Start

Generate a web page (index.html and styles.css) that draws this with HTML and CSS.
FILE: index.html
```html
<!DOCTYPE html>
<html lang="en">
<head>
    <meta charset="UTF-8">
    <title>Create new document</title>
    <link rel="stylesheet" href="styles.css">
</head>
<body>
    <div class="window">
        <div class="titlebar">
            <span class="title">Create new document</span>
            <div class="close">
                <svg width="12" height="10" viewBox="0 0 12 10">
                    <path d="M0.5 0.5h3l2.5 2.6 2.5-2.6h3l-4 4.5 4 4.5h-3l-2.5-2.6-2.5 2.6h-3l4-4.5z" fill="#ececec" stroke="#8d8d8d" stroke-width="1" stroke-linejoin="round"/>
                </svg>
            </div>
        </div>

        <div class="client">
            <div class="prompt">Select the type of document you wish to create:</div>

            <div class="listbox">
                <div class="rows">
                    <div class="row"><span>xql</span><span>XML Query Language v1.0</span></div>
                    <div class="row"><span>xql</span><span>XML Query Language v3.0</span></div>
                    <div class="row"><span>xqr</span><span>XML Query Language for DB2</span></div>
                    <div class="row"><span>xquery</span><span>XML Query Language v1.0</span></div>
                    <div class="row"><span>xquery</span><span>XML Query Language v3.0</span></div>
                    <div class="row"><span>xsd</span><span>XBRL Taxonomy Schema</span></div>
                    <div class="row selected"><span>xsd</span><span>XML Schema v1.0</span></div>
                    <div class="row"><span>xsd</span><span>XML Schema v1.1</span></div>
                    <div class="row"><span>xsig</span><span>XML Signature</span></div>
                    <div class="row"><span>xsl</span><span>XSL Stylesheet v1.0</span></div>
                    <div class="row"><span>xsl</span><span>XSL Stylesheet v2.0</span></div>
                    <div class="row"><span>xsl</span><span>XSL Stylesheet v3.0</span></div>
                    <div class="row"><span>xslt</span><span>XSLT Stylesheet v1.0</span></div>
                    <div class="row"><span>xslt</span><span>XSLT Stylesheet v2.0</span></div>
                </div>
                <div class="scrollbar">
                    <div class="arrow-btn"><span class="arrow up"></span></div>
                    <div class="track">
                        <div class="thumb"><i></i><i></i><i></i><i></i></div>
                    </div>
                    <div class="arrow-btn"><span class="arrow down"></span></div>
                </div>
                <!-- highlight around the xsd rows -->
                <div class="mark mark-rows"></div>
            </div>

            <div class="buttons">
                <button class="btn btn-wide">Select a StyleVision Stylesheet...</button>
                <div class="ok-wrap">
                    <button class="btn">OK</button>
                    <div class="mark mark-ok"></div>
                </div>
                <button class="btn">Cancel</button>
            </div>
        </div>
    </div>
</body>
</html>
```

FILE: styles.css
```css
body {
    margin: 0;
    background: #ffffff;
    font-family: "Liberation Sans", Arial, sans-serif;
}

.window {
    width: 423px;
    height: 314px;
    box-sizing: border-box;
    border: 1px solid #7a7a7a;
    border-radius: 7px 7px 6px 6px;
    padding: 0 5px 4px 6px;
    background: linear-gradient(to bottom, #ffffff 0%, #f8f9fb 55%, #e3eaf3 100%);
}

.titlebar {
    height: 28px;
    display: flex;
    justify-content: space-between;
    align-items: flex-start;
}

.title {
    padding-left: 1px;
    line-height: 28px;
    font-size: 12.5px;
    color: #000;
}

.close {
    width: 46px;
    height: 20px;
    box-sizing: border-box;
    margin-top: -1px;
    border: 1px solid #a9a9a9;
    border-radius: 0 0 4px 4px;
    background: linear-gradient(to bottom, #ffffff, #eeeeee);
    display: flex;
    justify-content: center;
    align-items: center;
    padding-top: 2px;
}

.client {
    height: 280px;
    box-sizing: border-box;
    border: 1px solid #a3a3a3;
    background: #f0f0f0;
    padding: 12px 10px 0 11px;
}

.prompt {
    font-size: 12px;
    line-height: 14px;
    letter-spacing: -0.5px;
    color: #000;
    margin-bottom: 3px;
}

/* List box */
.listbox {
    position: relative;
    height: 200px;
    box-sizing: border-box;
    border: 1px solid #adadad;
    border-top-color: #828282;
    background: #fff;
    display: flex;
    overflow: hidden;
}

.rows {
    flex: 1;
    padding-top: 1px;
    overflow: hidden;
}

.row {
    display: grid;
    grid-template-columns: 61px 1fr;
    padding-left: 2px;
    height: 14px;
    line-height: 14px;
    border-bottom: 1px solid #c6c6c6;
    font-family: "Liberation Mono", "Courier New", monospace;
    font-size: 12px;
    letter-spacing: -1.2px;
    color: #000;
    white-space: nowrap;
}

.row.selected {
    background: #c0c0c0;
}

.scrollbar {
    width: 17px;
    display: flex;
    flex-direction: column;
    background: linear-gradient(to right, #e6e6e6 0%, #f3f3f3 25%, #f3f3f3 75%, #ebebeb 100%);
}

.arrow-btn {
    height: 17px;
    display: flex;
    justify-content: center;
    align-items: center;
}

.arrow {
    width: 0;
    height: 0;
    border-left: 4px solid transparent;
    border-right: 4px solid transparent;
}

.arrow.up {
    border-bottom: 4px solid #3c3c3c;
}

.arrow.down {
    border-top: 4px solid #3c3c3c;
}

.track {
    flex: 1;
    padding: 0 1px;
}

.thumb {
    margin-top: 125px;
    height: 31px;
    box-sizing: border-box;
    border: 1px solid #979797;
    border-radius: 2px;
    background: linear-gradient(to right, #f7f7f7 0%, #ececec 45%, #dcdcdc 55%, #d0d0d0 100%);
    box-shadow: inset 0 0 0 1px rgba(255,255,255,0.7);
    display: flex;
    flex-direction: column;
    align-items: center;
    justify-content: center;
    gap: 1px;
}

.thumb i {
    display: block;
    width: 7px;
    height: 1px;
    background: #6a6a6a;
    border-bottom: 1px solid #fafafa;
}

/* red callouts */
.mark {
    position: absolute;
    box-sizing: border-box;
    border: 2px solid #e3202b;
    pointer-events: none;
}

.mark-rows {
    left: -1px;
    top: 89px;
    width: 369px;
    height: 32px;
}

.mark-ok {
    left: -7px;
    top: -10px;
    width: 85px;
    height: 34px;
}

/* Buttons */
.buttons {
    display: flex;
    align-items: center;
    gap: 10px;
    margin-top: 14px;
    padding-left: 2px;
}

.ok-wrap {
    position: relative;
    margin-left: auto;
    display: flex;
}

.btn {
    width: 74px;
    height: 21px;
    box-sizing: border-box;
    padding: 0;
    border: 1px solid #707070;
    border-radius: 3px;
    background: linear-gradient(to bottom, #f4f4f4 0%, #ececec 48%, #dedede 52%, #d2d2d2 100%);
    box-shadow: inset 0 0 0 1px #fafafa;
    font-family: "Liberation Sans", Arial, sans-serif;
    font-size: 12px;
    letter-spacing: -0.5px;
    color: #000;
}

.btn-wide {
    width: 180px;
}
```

End

▶ **What you need to do**: Go through the data above and find the lines with the word "index". Copy each of those lines.

▶ **Finished exercise**:
Generate a web page (index.html and styles.css) that draws this with HTML and CSS.
FILE: index.html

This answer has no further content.